The Portland Police Department is reviewing nonlethal mechanisms for dealing with standoff suspects, including beanbag-like projectiles that are the equivalent of punching a person. But similar to nonlethal gunfire, if a gunman is not incapacitated by the projectiles, it could make the situation worse.

Police say another increasingly common challenge faced by police nationwide is a phenomenon called "suicide by cop" in which a person determines to end his life by forcing police to shoot him. Police and friends of Levier said he expected to die in his encounter with police.

If an armed person is intent on getting shot, police have few options. And that can be traumatic for police officers.

"They say that 85 percent of officers who are involved in these things have some sort of emotional trauma and about a third have severe reactions," said Portland Police Chief Michael Chitwood.

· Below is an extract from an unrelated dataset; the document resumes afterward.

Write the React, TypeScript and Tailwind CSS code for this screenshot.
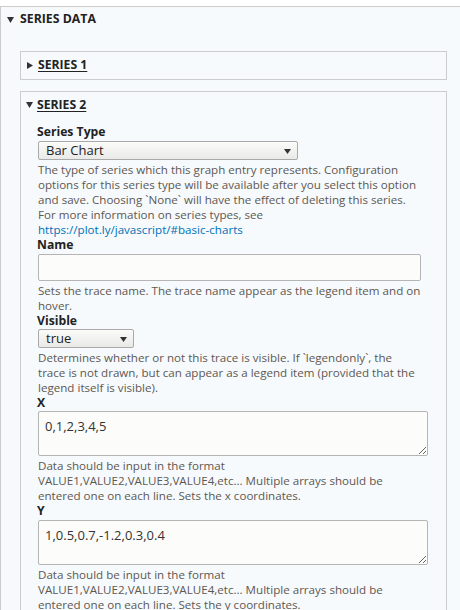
import React from "react";

const font = { fontFamily: '"Open Sans", "DejaVu Sans", sans-serif' };

function Caret() {
  return (
    <svg width="7" height="5" viewBox="0 0 7 5" className="absolute right-[6px] top-[7px]">
      <polygon points="0,0 7,0 3.5,5" fill="#333" />
    </svg>
  );
}

function Desc({ children }: { children: React.ReactNode }) {
  return <div className="mt-[2px] text-[11.6px] leading-[15px] text-[#5e5851]">{children}</div>;
}

function Label({ children }: { children: React.ReactNode }) {
  return <div className="-ml-[1px] text-[12.2px] font-bold leading-[15px] text-[#222]">{children}</div>;
}

function Select({ value, width }: { value: string; width: string }) {
  return (
    <div
      className={`relative mt-[2px] h-[19px] ${width} rounded-[2px] border border-[#a9a9a9] bg-gradient-to-b from-[#fbfbfa] to-[#e9e9e8] pl-[7px] text-[13px] leading-[17px] text-[#222]`}
    >
      {value}
      <Caret />
    </div>
  );
}

function TextArea({ value }: { value: string }) {
  return (
    <textarea
      readOnly
      defaultValue={value}
      className="mt-[2px] block h-[45px] w-[390px] rounded-[2px] border border-[#b5b5b5] bg-[#fcfcfa] px-[6px] pt-[5px] text-[13px] leading-[18px] text-[#333] outline-none"
      style={font}
    />
  );
}

export default function App() {
  return (
    <div className="h-[610px] w-[460px] overflow-hidden bg-white pt-[6px]" style={font}>
      <div className="h-[620px] w-[480px] border-l border-t border-[#cccccc] bg-[#f6fafd]">
        <div className="flex h-[25px] items-center pl-[6px] text-[12.3px] font-bold text-[#222]">
          <svg width="7" height="6" viewBox="0 0 7 6" className="mr-[6px]">
            <polygon points="0,0 7,0 3.5,6" fill="#333" />
          </svg>
          SERIES DATA
        </div>

        <div className="ml-[19px] mt-[19px] flex h-[29px] w-[427px] items-center border border-[#cccccc] pl-[6px] text-[12.2px] font-bold text-[#222]">
          <svg width="6" height="7" viewBox="0 0 6 7" className="mr-[5px]">
            <polygon points="0,0 6,3.5 0,7" fill="#333" />
          </svg>
          <span className="underline underline-offset-2">SERIES 1</span>
        </div>

        <div className="ml-[19px] mt-[11px] w-[427px] border border-[#cccccc] pb-[20px]">
          <div className="flex h-[26px] items-center pl-[5px] text-[12.2px] font-bold text-[#222]">
            <svg width="7" height="6" viewBox="0 0 7 6" className="mr-[4px]">
              <polygon points="0,0 7,0 3.5,6" fill="#333" />
            </svg>
            <span className="underline underline-offset-2">SERIES 2</span>
          </div>

          <div className="pl-[17px]">
            <div className="mt-[6px]">
              <Label>Series Type</Label>
            </div>
            <Select value="Bar Chart" width="w-[260px]" />
            <Desc>
              The type of series which this graph entry represents. Configuration
              <br />
              options for this series type will be available after you select this option
              <br />
              and save. Choosing `None` will have the effect of deleting this series.
              <br />
              For more information on series types, see
              <br />
              <span className="text-[#0071b8]">https://plot.ly/javascript/#basic-charts</span>
            </Desc>

            <Label>Name</Label>
            <div className="mt-[2px] h-[27px] w-[383px] rounded-[2px] border border-[#b5b5b5] bg-[#fcfcfa]" />
            <Desc>
              Sets the trace name. The trace name appear as the legend item and on
              <br />
              hover.
            </Desc>

            <Label>Visible</Label>
            <div className="-mt-[1px]">
              <Select value="true" width="w-[96px]" />
            </div>
            <Desc>
              Determines whether or not this trace is visible. If `legendonly`, the
              <br />
              trace is not drawn, but can appear as a legend item (provided that the
              <br />
              legend itself is visible).
            </Desc>

            <Label>X</Label>
            <div className="-mt-[1px]">
              <TextArea value="0,1,2,3,4,5" />
            </div>
            <Desc>
              Data should be input in the format
              <br />
              VALUE1,VALUE2,VALUE3,VALUE4,etc... Multiple arrays should be
              <br />
              entered one on each line. Sets the x coordinates.
            </Desc>

            <Label>Y</Label>
            <TextArea value="1,0.5,0.7,-1.2,0.3,0.4" />
            <Desc>
              Data should be input in the format
              <br />
              VALUE1,VALUE2,VALUE3,VALUE4,etc... Multiple arrays should be
              <br />
              entered one on each line. Sets the y coordinates.
            </Desc>
          </div>
        </div>
      </div>
    </div>
  );
}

The four police officers who fired on Levier - three Scarborough officers and one state trooper - were placed on administrative leave pending the conclusion of the attorney general's investigation into whether the use of deadly force was justified. Witnesses say Levier fired a shot, though police now reserve comment until the Attorney General's Office finishes its investigation. That report should be released in about a week.